Nacido y educado en Cesarea, de la que fue obispo, Eusebio, afectado por el arrianismo, es autor de importantes obras doctrinales e históricas. En el siguiente texto refleja la profunda unidad que la Iglesia antigua descubre entre la eucaristía litúrgica y el sacrificio espiritual de toda vida cristiana fiel.

«Nosotros enseñamos que, en vez de los antiguos sacrificios y holocaustos, fue ofrecida a Dios la venida en carne de Cristo y el cuerpo a Él adaptado. Y ésta es la buena nueva que se anuncia a su Iglesia, como un gran misterio... Nosotros hemos recibido ciertamente el mandato de celebrar en la mesa [eucarística] la memoria de este sacrificio por medio de los símbolos de su cuerpo y de su salvadora sangre, según la institución del Nuevo Testamento... Y así todas estas cosas predichas por inspiración divina desde antiguo, se celebran actualmente en todas las naciones, gracias a las enseñanzas evangélicas de nuestro Salvador... Sacrificamos, por consiguiente, al Dios supremo un sacrificio de alabanza; sacrificamos el sacrificio inspirado por Dios, venerado y sagrado; sacrificamos de un modo nuevo, según el Nuevo Testamento, "el sacrificio puro", y se ha dicho: "mi sacrificio es un espíritu quebrantado"; y "un corazón quebrantado y humillado Tú no los desprecias" [Sal 50,19]... "Suba mi oración como incienso en tu presencia" [140,2].

«Por consiguiente, no sólo sacrificamos, sino que también quemamos incienso. Unas veces, celebrando la memoria del gran sacrificio, según los misterios que nos han sido confiado por Él, y ofreciendo a Dios, por medio de piadosos himnos y oraciones, la acción de gracias [eucaristía] por nuestra salvación. Otras veces, sometiéndonos a nosotros mismos por completo a Él, y consagrándonos en cuerpo y alma a su Sacerdote, el Verbo mismo. Por eso procuramos conservar para Él el cuerpo puro e inmaculado de toda deshonestidad, y le entregamos el alma purificada de toda pasión y mancha proveniente de la maldad, y le honramos piadosamente con pensamientos sinceros, con sentimientos no fingidos y con la profesión de la verdad. Pues se nos ha enseñado que estas cosas les son más gratas que multitud de hostias sacrificadas con sangre, humo y olor a víctima quemada [+Is 1,11] (Demostración evangélica 1,10).
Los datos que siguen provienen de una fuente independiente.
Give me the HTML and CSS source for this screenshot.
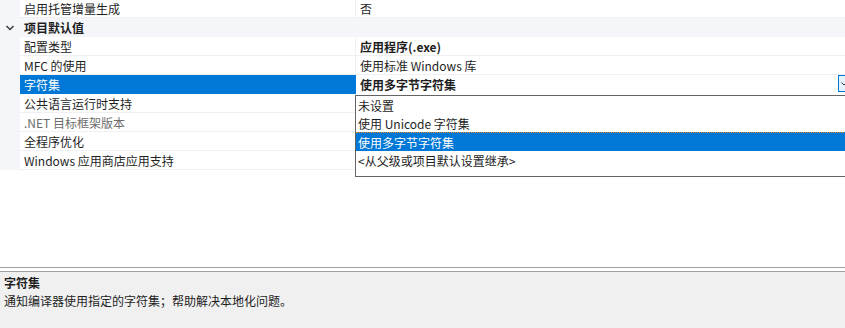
FILE: index.html
```html
<!DOCTYPE html>
<html lang="zh-CN">
<head>
<meta charset="utf-8">
<link rel="stylesheet" href="styles.css">
</head>
<body>
<div class="page">
  <div class="grid">
    <div class="row">
      <div class="gutter"></div>
      <div class="name">启用托管增量生成</div>
      <div class="value">否</div>
    </div>
    <div class="row category">
      <div class="gutter"><svg width="10" height="8" viewBox="0 0 10 8"><path d="M1.5 2 L5 5.5 L8.5 2" fill="none" stroke="#3c3c3c" stroke-width="1.5"/></svg></div>
      <div class="name bold">项目默认值</div>
      <div class="value"></div>
    </div>
    <div class="row">
      <div class="gutter"></div>
      <div class="name">配置类型</div>
      <div class="value bold">应用程序(.exe)</div>
    </div>
    <div class="row">
      <div class="gutter"></div>
      <div class="name">MFC 的使用</div>
      <div class="value">使用标准 Windows 库</div>
    </div>
    <div class="row selected">
      <div class="gutter"></div>
      <div class="name">字符集</div>
      <div class="value bold editing">使用多字节字符集<span class="dd-btn"><svg width="6" height="4" viewBox="0 0 6 4"><path d="M0.5 0.5 L3 3 L5.5 0.5" fill="none" stroke="#333" stroke-width="1"/></svg></span></div>
    </div>
    <div class="row">
      <div class="gutter"></div>
      <div class="name">公共语言运行时支持</div>
      <div class="value"></div>
    </div>
    <div class="row">
      <div class="gutter"></div>
      <div class="name disabled">.NET 目标框架版本</div>
      <div class="value"></div>
    </div>
    <div class="row">
      <div class="gutter"></div>
      <div class="name">全程序优化</div>
      <div class="value"></div>
    </div>
    <div class="row">
      <div class="gutter"></div>
      <div class="name">Windows 应用商店应用支持</div>
      <div class="value"></div>
    </div>

    <div class="dropdown">
      <div class="item">未设置</div>
      <div class="item">使用 Unicode 字符集</div>
      <div class="item active">使用多字节字符集</div>
      <div class="item">&lt;从父级或项目默认设置继承&gt;</div>
    </div>
  </div>

  <div class="help">
    <div class="help-title">字符集</div>
    <div class="help-text">通知编译器使用指定的字符集；帮助解决本地化问题。</div>
  </div>
</div>
</body>
</html>
```
FILE: styles.css
```css
html, body {
  margin: 0;
  padding: 0;
  background: #ffffff;
}
body {
  font-family: "Noto Sans CJK SC", "Noto Sans", sans-serif;
  font-size: 12px;
  color: #1e1e1e;
  overflow: hidden;
}
.page {
  width: 845px;
  height: 328px;
  display: flex;
  flex-direction: column;
}
.grid {
  position: relative;
  height: 268px;
  margin-top: -1px;
  flex: none;
}
.row {
  display: grid;
  grid-template-columns: 20px 336px 1fr;
  height: 19px;
}
.gutter {
  background: #f5f6f9;
  display: flex;
  align-items: center;
  justify-content: center;
  padding-top: 1px;
  box-sizing: border-box;
}
.name, .value {
  box-sizing: border-box;
  height: 19px;
  line-height: 20px;
  border-bottom: 1px solid #f0f0f2;
  white-space: nowrap;
  overflow: hidden;
}
.name {
  padding-left: 4px;
  border-right: 1px solid #f0f0f2;
}
.value {
  padding-left: 4px;
  position: relative;
}
.bold {
  font-weight: 700;
}
.category .name, .category .value {
  background: #f5f6f9;
  border-color: #f5f6f9;
}
.disabled {
  color: #6d6d6d;
}
.selected .name {
  background: #0078d7;
  color: #ffffff;
  border-color: #0078d7;
}
.selected .value {
  border-bottom: none;
}
.dd-btn {
  position: absolute;
  left: 482px;
  top: 0;
  width: 14px;
  height: 17px;
  box-sizing: border-box;
  border: 1px solid #0078d7;
  background: #e5f1fb;
  display: flex;
  align-items: center;
  padding-left: 2px;
}
.dropdown {
  position: absolute;
  left: 355px;
  top: 96px;
  width: 500px;
  height: 82px;
  box-sizing: border-box;
  border: 1px solid #646464;
  background: #ffffff;
}
.item {
  height: 18px;
  line-height: 19px;
  padding-left: 2px;
  white-space: nowrap;
}
.item.active {
  background: #0078d7;
  color: #ffffff;
  height: 19px;
  box-sizing: border-box;
  border-top: 1px dotted #e08a1e;
}
.help {
  flex: 1;
  border-top: 1px solid #a0a0a0;
  display: flex;
  flex-direction: column;
  background: #f0f0f0;
}
.help::before {
  content: "";
  display: block;
  height: 3px;
  background: #ffffff;
  border-bottom: 1px solid #a0a0a0;
}
.help-title {
  font-weight: 700;
  padding-left: 4px;
  margin-top: 2px;
  line-height: 18px;
}
.help-text {
  padding-left: 4px;
  line-height: 18px;
}
```
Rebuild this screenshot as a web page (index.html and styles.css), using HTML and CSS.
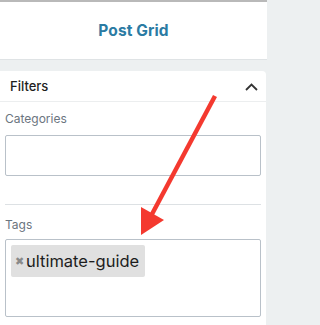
FILE: index.html
```html
<!DOCTYPE html>
<html>
<head>
<meta charset="utf-8">
<link rel="stylesheet" href="styles.css">
</head>
<body>
<header class="top">
  <h1 class="title">Post Grid</h1>
</header>
<div class="band">
  <section class="card">
    <div class="card-head">
      <span class="card-title">Filters</span>
      <svg class="chev" width="13" height="8" viewBox="0 0 13 8"><path d="M1 7 L6.5 1.5 L12 7" fill="none" stroke="#333" stroke-width="1.8"/></svg>
    </div>
    <div class="card-body">
      <div class="field">
        <div class="label">Categories</div>
        <div class="box box-cat"></div>
      </div>
      <div class="divider"></div>
      <div class="field">
        <div class="label">Tags</div>
        <div class="box box-tags">
          <span class="chip"><span class="chip-x">✖</span>ultimate-guide</span>
        </div>
      </div>
    </div>
  </section>
</div>
<svg class="arrow" width="267" height="325" viewBox="0 0 267 325">
  <line x1="215" y1="96" x2="151" y2="216" stroke="#f4392f" stroke-width="4.5"/>
  <polygon points="141,207 164,220 141,235" fill="#f4392f"/>
</svg>
</body>
</html>
```
FILE: styles.css
```css
* { box-sizing: border-box; }
html, body { margin: 0; padding: 0; }
body {
  width: 267px;
  height: 325px;
  overflow: hidden;
  background: #edf0f1;
  font-family: Inter, "Liberation Sans", Arial, sans-serif;
  position: relative;
}
.top {
  height: 60px;
  background: #fff;
  border-top: 2px solid #b9b9b9;
  border-bottom: 1px solid #dfe3e5;
  display: flex;
  align-items: center;
  justify-content: center;
}
.title {
  margin: 0;
  font-size: 15.5px;
  font-weight: 700;
  color: #2b7ba3;
  letter-spacing: 0.1px;
  padding-bottom: 1px;
}
.band {
  padding-top: 11px;
  padding-right: 1px;
}
.card {
  background: #fff;
  border-top-right-radius: 4px;
  height: 260px;
}
.card-head {
  height: 31px;
  border-bottom: 1px solid #eceeef;
  display: flex;
  align-items: center;
  justify-content: space-between;
  padding: 0 8px 0 10px;
}
.card-title {
  font-size: 13px;
  font-weight: 500;
  color: #1e1e1e;
}
.chev { margin-top: 1px; }
.card-body {
  padding: 0 5px;
}
.label {
  font-size: 12px;
  color: #6b7580;
  line-height: 14px;
}
.field:first-child .label { padding-top: 10px; padding-bottom: 9px; }
.box {
  border: 1px solid #b9c1c9;
  border-radius: 2px;
  background: #fff;
}
.box-cat { height: 41px; }
.divider {
  border-top: 1px solid #dde1e4;
  margin-top: 28px;
}
.field:last-child .label { padding-top: 13px; padding-bottom: 7px; }
.box-tags {
  height: 78px;
  padding: 5px;
}
.chip {
  display: inline-flex;
  align-items: center;
  height: 32px;
  padding: 0 6px 0 4px;
  background: #e0e0e0;
  border-radius: 2px;
  font-size: 16.5px;
  color: #1d1d1d;
}
.chip-x {
  font-size: 11px;
  color: #8a8a8a;
  margin-right: 2px;
}
.arrow {
  position: absolute;
  left: 0;
  top: 0;
  pointer-events: none;
}
```
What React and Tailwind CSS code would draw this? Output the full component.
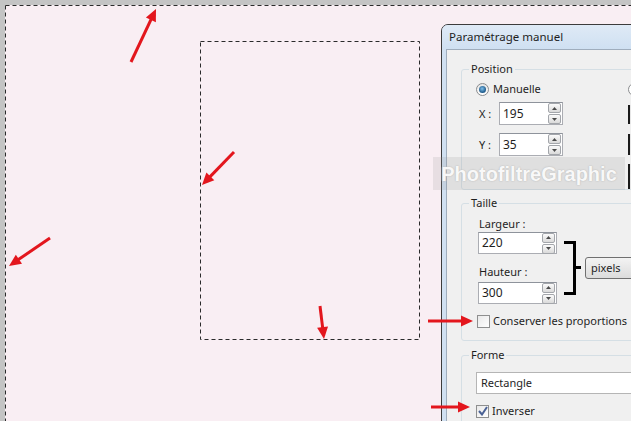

En cuanto al sacrificio eucarístico, «de la misma manera que nuestro Salvador y Señor en persona, el primero, después todos los sacerdotes procedentes de Él, cumpliendo el espiritual ministerio sacerdotal, según los ritos eclesiásticos, por todas las naciones expresan con pan y vino los misterios de su cuerpo y de su salvadora sangre. Y estas cosas las vio ya de antemano Melquisedec, en el divino Espíritu, pues él usó de figuras de las cosas que habían de suceder, según lo atestigua la Escritura de Moisés, diciendo: "Y Melquisedec, rey de Salén, presentó panes y vino; y era sacerdote del Dios Altísimo, y bendijo a Abraham" [Gén 14,18ss]. Con razón, pues, sólo a Aquél que ha sido manifestado "el Señor le ha jurado y no se arrepiente: Tú eres sacerdote eterno, según el rito de Melquisedec" [Sal 109,4]» (ib. 5,3).

San Atanasio (295-373)

Obispo de Alejandría, doctor de la Iglesia, San Atanasio hubo de sufrir varios exilios y muchas persecuciones, como gran defensor de la fe católica en Cristo, contra los errores de los arrianos.

«Nosotros no estamos ya en tiempo de sombras, y ahora no inmolamos un cordero material, sino aquel verdadero Cordero que fue inmolado, nuestro Señor Jesucristo, el que fue conducido al matadero como una oveja, sin que dijera palabra ante el matarife [+Is 53,7], purificándonos así con su preciosa sangre, que habla mucho más que la de Abel [+Heb 12,24] (Carta 1,9).

«Nosotros nos alimentamos con el pan de la vida, y deleitamos siempre nuestra alma con su preciosa sangre, como si fuera una fuente. Y, sin embargo, siempre estamos ardiendo de sed. Y Él mismo está presente en los que tienen sed, y por su benignidad llama a la fiesta a aquellos que tienen entrañas sedientas: "Si alguno tiene sed, venga a mí y beba" [Jn 7,37]» (Carta 5,1).